My mom installed a program on our computer when I was younger that only let you use it for a limited amount of time (my limit was usually 30 minutes a day).

We broke through that thing so many times that the company gave us a refund and hired me as a "security contractor" to find ways around it. I found a few that they never figured out how to beat - for example opening a document in Word, typing some stuff, and telling the computer to shut down. Windows would shut down all of the other programs (including the computer time monitoring one) before it shut down Word. Word would come up with it's "save/don't save/cancel" prompt and you could just click "cancel." That was arguably my first foray into "hacking."

It's because companies that sell products like this sell what makes a good sales pitch; they don't understand that things need to actually work as advertised.
can't help but smile at that story.
Well, they teach children to google for the answer - which is basically a top life skill at this point. Very few would need to understand the steps, the possible consequences etc so I'm not sure it'll lead to deeper interest or understanding
Exactly! I learned what a BIOS is and does the first time in my life the moment my parents put a BIOS password on the PC. My first rough workaround was to open the case, remove the CMOS battery and reset a pin. Then I found an easier workaround using the DOS debug tool to trigger a BIOS reset with the IO ports 70 and 71 :)
I used to write my BIOS password on a piece of paper and stick it inside the case. It was only there to prevent casual snooping.
danah boyd has a (free) book on the responses of teens to network parenting, http://www.danah.org/itscomplicated/

Edit: corrected name capitalization

Huh, I have never seen this, thanks!

(OT nitpick: her name is actually 'danah boyd' https://en.wikipedia.org/wiki/Danah_Boyd#Early_life)

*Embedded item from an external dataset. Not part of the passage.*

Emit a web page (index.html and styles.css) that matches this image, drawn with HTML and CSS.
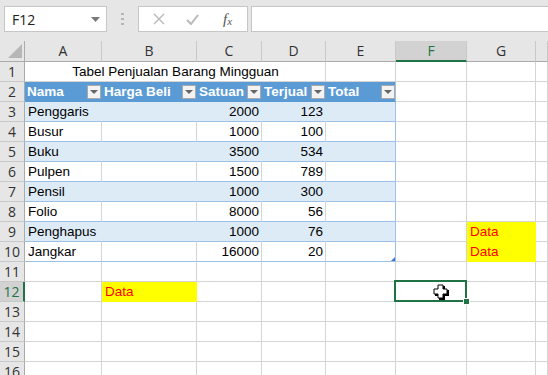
FILE: index.html
```html
<!DOCTYPE html>
<html lang="id">
<head>
<meta charset="UTF-8" />
<title>Tabel Penjualan Barang Mingguan</title>
<link rel="stylesheet" href="styles.css">
</head>
<body>

<!-- Formula bar -->
<div class="topbar">
  <div class="namebox">
    <span>F12</span>
    <svg width="9" height="5" viewBox="0 0 9 5"><path d="M0 0h9L4.5 5z" fill="#7a7a7a"/></svg>
  </div>
  <div class="grip">
    <svg width="3" height="12" viewBox="0 0 3 12"><rect y="0" width="3" height="2" fill="#b5b5b5"/><rect y="5" width="3" height="2" fill="#b5b5b5"/><rect y="10" width="3" height="2" fill="#b5b5b5"/></svg>
  </div>
  <div class="fxbox">
    <svg class="btn-x" width="12" height="12" viewBox="0 0 12 12"><path d="M1 1l10 10M11 1L1 11" stroke="#b9b9b9" stroke-width="1.4"/></svg>
    <svg class="btn-ok" width="13" height="11" viewBox="0 0 13 11"><path d="M1 6l4 4 7-9" stroke="#b9b9b9" stroke-width="2" fill="none"/></svg>
    <i class="fx">f<sub>x</sub></i>
  </div>
  <div class="formula"></div>
</div>

<!-- Sheet grid -->
<div class="sheet">
  <div class="corner"><svg width="14" height="14" viewBox="0 0 14 14"><path d="M14 0v14H0z" fill="#b7b7b7"/></svg></div>
  <div class="ch">A</div><div class="ch">B</div><div class="ch">C</div><div class="ch">D</div><div class="ch">E</div><div class="ch sel">F</div><div class="ch">G</div><div class="ch"></div>

  <div class="rh">1</div><div class="c title">Tabel Penjualan Barang Mingguan</div><div class="c"></div><div class="c"></div><div class="c"></div><div class="c"></div>

  <div class="rh">2</div>
  <div class="c th"><span>Nama</span><b class="dd"></b></div>
  <div class="c th"><span>Harga Beli</span><b class="dd"></b></div>
  <div class="c th"><span>Satuan</span><b class="dd"></b></div>
  <div class="c th"><span>Terjual</span><b class="dd"></b></div>
  <div class="c th last"><span>Total</span><b class="dd"></b></div>
  <div class="c"></div><div class="c"></div><div class="c"></div>

  <div class="rh">3</div><div class="c tb band">Penggaris</div><div class="c tb band"></div><div class="c tb band num">2000</div><div class="c tb band num">123</div><div class="c tb band last"></div><div class="c"></div><div class="c"></div><div class="c"></div>
  <div class="rh">4</div><div class="c tb">Busur</div><div class="c tb"></div><div class="c tb num">1000</div><div class="c tb num">100</div><div class="c tb last"></div><div class="c"></div><div class="c"></div><div class="c"></div>
  <div class="rh">5</div><div class="c tb band">Buku</div><div class="c tb band"></div><div class="c tb band num">3500</div><div class="c tb band num">534</div><div class="c tb band last"></div><div class="c"></div><div class="c"></div><div class="c"></div>
  <div class="rh">6</div><div class="c tb">Pulpen</div><div class="c tb"></div><div class="c tb num">1500</div><div class="c tb num">789</div><div class="c tb last"></div><div class="c"></div><div class="c"></div><div class="c"></div>
  <div class="rh">7</div><div class="c tb band">Pensil</div><div class="c tb band"></div><div class="c tb band num">1000</div><div class="c tb band num">300</div><div class="c tb band last"></div><div class="c"></div><div class="c"></div><div class="c"></div>
  <div class="rh">8</div><div class="c tb">Folio</div><div class="c tb"></div><div class="c tb num">8000</div><div class="c tb num">56</div><div class="c tb last"></div><div class="c"></div><div class="c"></div><div class="c"></div>
  <div class="rh">9</div><div class="c tb band">Penghapus</div><div class="c tb band"></div><div class="c tb band num">1000</div><div class="c tb band num">76</div><div class="c tb band last"></div><div class="c"></div><div class="c fill">Data</div><div class="c"></div>
  <div class="rh">10</div><div class="c tb">Jangkar</div><div class="c tb"></div><div class="c tb num">16000</div><div class="c tb num">20</div><div class="c tb last resize"></div><div class="c"></div><div class="c fill">Data</div><div class="c"></div>

  <div class="rh">11</div><div class="c"></div><div class="c"></div><div class="c"></div><div class="c"></div><div class="c"></div><div class="c"></div><div class="c"></div><div class="c"></div>
  <div class="rh sel">12</div><div class="c"></div><div class="c fill">Data</div><div class="c"></div><div class="c"></div><div class="c"></div><div class="c active"></div><div class="c"></div><div class="c"></div>
  <div class="rh">13</div><div class="c"></div><div class="c"></div><div class="c"></div><div class="c"></div><div class="c"></div><div class="c"></div><div class="c"></div><div class="c"></div>
  <div class="rh">14</div><div class="c"></div><div class="c"></div><div class="c"></div><div class="c"></div><div class="c"></div><div class="c"></div><div class="c"></div><div class="c"></div>
  <div class="rh">15</div><div class="c"></div><div class="c"></div><div class="c"></div><div class="c"></div><div class="c"></div><div class="c"></div><div class="c"></div><div class="c"></div>
  <div class="rh">16</div><div class="c"></div><div class="c"></div><div class="c"></div><div class="c"></div><div class="c"></div><div class="c"></div><div class="c"></div><div class="c"></div>
</div>

<!-- mouse pointer over F12 -->
<svg class="pointer" width="17" height="17" viewBox="0 0 17 17">
  <path d="M6 2h6v4h4v6h-4v4H6v-4H2V6h4z" fill="#000"/>
  <path d="M5 1h5v4h4v5h-4v4H5v-4H1V5h4z" fill="#fff" stroke="#000" stroke-width="1"/>
</svg>

</body>
</html>
```

FILE: styles.css
```css
body {
  margin: 0;
  width: 548px;
  height: 375px;
  overflow: hidden;
  background: #fff;
  font-family: "Liberation Sans", Arial, sans-serif;
  font-size: 13.5px;
  color: #000;
  position: relative;
}

/* formula bar */
.topbar {
  height: 41px;
  background: #e6e6e6;
  display: flex;
  align-items: flex-start;
  padding: 6px 0 0 4px;
  box-sizing: border-box;
}
.namebox {
  width: 103px;
  height: 26px;
  box-sizing: border-box;
  background: #fff;
  border: 1px solid #c6c6c6;
  display: flex;
  align-items: center;
  justify-content: space-between;
  padding: 0 6px 0 7px;
  font-family: "Open Sans", sans-serif;
  font-size: 14px;
  color: #222;
}
.grip {
  width: 31px;
  height: 26px;
  display: flex;
  align-items: center;
  justify-content: center;
}
.fxbox {
  width: 110px;
  height: 26px;
  box-sizing: border-box;
  background: #fff;
  border: 1px solid #c6c6c6;
  display: flex;
  align-items: center;
  padding: 0 0 0 14px;
}
.btn-ok { margin-left: 21px; }
.fx {
  margin-left: 24px;
  font-family: "Liberation Serif", serif;
  font-size: 15px;
  color: #555;
}
.fx sub { font-size: 11px; vertical-align: -1px; }
.formula {
  flex: 1;
  height: 26px;
  margin-left: 3px;
  box-sizing: border-box;
  background: #fff;
  border: 1px solid #c6c6c6;
  border-right: none;
}

/* grid */
.sheet {
  display: grid;
  grid-template-columns: 25px 77px 95px 65px 64px 70px 71px 69px 1fr;
  grid-template-rows: 21px;
  grid-auto-rows: 20px;
}
.corner, .ch, .rh {
  background: #e6e6e6;
  box-sizing: border-box;
  font-family: "Open Sans", sans-serif;
  font-size: 14px;
  color: #333;
}
.corner {
  border-right: 1px solid #ababab;
  border-bottom: 1px solid #ababab;
  display: flex;
  align-items: flex-end;
  justify-content: flex-end;
  padding: 0 2px 3px 0;
}
.ch {
  border-right: 1px solid #c8c8c8;
  border-bottom: 1px solid #ababab;
  text-align: center;
  line-height: 20px;
}
.ch.sel {
  background: #d2d2d2;
  color: #217346;
  border-bottom: 2px solid #217346;
  line-height: 19px;
}
.rh {
  border-right: 1px solid #ababab;
  border-bottom: 1px solid #c8c8c8;
  text-align: center;
  line-height: 19px;
}
.rh.sel {
  background: #d2d2d2;
  color: #217346;
  border-right: 2px solid #217346;
}

.c {
  box-sizing: border-box;
  border-right: 1px solid #d4d4d4;
  border-bottom: 1px solid #d4d4d4;
  padding: 1px 2px 0 3px;
  line-height: 18px;
  white-space: nowrap;
  overflow: hidden;
}
.title {
  grid-column: span 4;
  text-align: center;
}
.num { text-align: right; }

/* excel table */
.th {
  background: #5b9bd5;
  color: #fff;
  font-weight: bold;
  border-right-color: transparent;
  border-bottom-color: #5b9bd5;
  display: flex;
  align-items: center;
  justify-content: space-between;
  padding: 0 0 0 2px;
}
.dd {
  flex: none;
  width: 14px;
  height: 14px;
  box-sizing: border-box;
  background: #f3f3f3;
  border: 1px solid #a9a9a9;
  display: flex;
  align-items: center;
  justify-content: center;
}
.dd::after {
  content: "";
  border-left: 4px solid transparent;
  border-right: 4px solid transparent;
  border-top: 4px solid #666;
}
.tb { border-bottom-color: #9bc2e6; }
.band {
  background: #ddebf7;
  border-right-color: transparent;
}
.last { border-right-color: #9bc2e6; }
.resize { position: relative; overflow: visible; }
.resize::after {
  content: "";
  position: absolute;
  right: 0;
  bottom: 0;
  width: 0;
  height: 0;
  border-left: 4px solid transparent;
  border-bottom: 4px solid #4472c4;
}

.fill {
  background: #ffff00;
  color: #ff0000;
  border-color: transparent;
}

/* selected cell */
.active { position: relative; overflow: visible; }
.active::before {
  content: "";
  position: absolute;
  left: -2px;
  top: -2px;
  right: -1px;
  bottom: -1px;
  border: 2px solid #217346;
}
.active::after {
  content: "";
  position: absolute;
  right: -4px;
  bottom: -4px;
  width: 5px;
  height: 5px;
  background: #217346;
  border: 1px solid #fff;
}

.pointer {
  position: absolute;
  left: 433px;
  top: 284px;
}
```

OT nitpick: It's not actually her name, it's the name she prefers for political and aesthetical reasons, and the most civil and polite thing to do is to accommodate that preference. But her actual name is Danah Boyd, just like Snoop Doggs actual name is Calvin Cordozar Broadus, Jr.
from http://www.danah.org/name.html:

     in the summer of 2000, i finally had legal paperwork acknowledging my name as i saw fit: danah michele boyd
Thanks for pointing that out, fixed.
Sounds interesting. From the looks of it, it should probably be required to read for anyone in government or becoming a parent. The government here loves pandering to helicopter parents, unfortunately, and wasting huge amounts of taxpayer money on schemes with poor uptake and even worse effectiveness instead of spending less money on education that would actually prove effective with a sensible outcome.

Edit: Free on her site, taking a look now.

>more likely to become hackers //

Isn't it only the ones who are already likely to become hackers that will circumvent the devices in relatively complex ways? Curtailment of liberties is entirely normal for us as it's a simple aspect of our environment.